Practical Sailor notes that reefing lines and hardware should be used to set the reef, not to take the full load indefinitely. It also reports Seldén’s service-load estimates of 5.5 kN at the reef clew and 3.5 kN at the reef tack, which is a useful reminder that these forces are real, not theoretical. A common answer is an earring or similar lashing that transfers the load properly so the reef line is not asked to do a job it was never meant to carry for a long passage.

Set up the maneuver before you need it

Good reefing starts by taking pressure off the sail. The boat should be turned head to wind before you begin, and the boom vang and mainsheet should be eased so the sail can drop cleanly and the slides are not fighting the system. Done right, reefing becomes a controlled sequence instead of a scramble with one hand on the halyard and the other on the rail.

That sequence is exactly why cockpit-led reefing has become so popular. Seldén’s single-line reef system is built to let you ease the halyard to premarked reefing points and then haul in the reefing line so the luff and leech are reefed at the same time. The practical advantage is obvious on a pitching deck: less movement, less exposure, and less chance of losing the moment when the boat is still willing to cooperate.

Hooks, horns, and cockpit control

Reef hooks still matter because they make the new tack secure, and the common straight hook or the more secure ram’s-horn style on the gooseneck can both work well when properly rigged. The best installations let the sailor manage the reef from the cockpit, which keeps the process short and predictable when the wind is building. A reef that can be set without leaving the safer part of the boat is not just convenient, it is part of keeping the crew calm and the boat on its feet.
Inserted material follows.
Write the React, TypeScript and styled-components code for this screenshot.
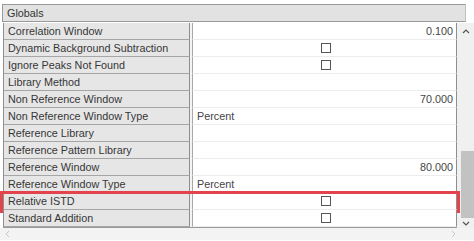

UK Sailmakers says a well set-up boat can tuck in a reef in a minute or two, and that timing is part of the appeal. When reefing takes only a couple of minutes, there is far less temptation to delay the decision until conditions become awkward. Quick, clean reefing is what turns the technique from an emergency measure into a routine part of smart sail handling.

Why earlier reefing makes the boat easier to sail

The big misunderstanding is that reefing makes the boat slower in every case. In reality, an overpowered main often costs speed by increasing drag, loading the helm, and forcing constant corrections. A smaller sail, set properly, keeps the boat flatter and more efficient, which can make the whole package sail better rather than merely more conservatively.
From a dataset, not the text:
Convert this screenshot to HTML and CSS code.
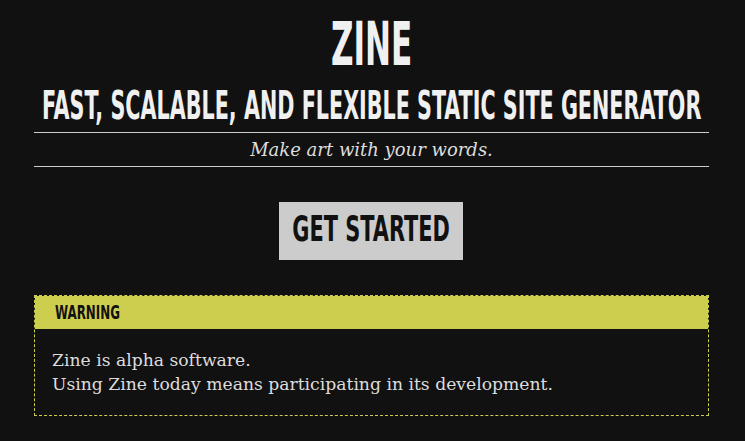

That is the practical payoff for newer owners as well. Reefing turns from a vague theory into a concrete set of lines, hooks, cringles, and timing cues, and once those pieces are understood the boat becomes easier to handle in real wind instead of just tolerable in light air. The same judgment that keeps the helm balanced also saves wear on sails and rigging, which is where reefing quietly starts paying for itself.

A seamanship skill with deep roots

Reefing is not a modern workaround. It has deep roots in standard ship handling, and crews on sailing ships were expected to know how to shorten sail as part of normal seamanship. Even the famous clipper era is remembered for ships carrying so much canvas that other vessels would already have been reefed down, which is a good reminder that sail choice has always been a judgment call, not a display of toughness.

That history still matters because the old lesson has not changed: the best reef is the one you take before the boat forces your hand. Reef early, keep the boat balanced, and you get the version of sailing that feels controlled, efficient, and a lot less expensive to fix afterward.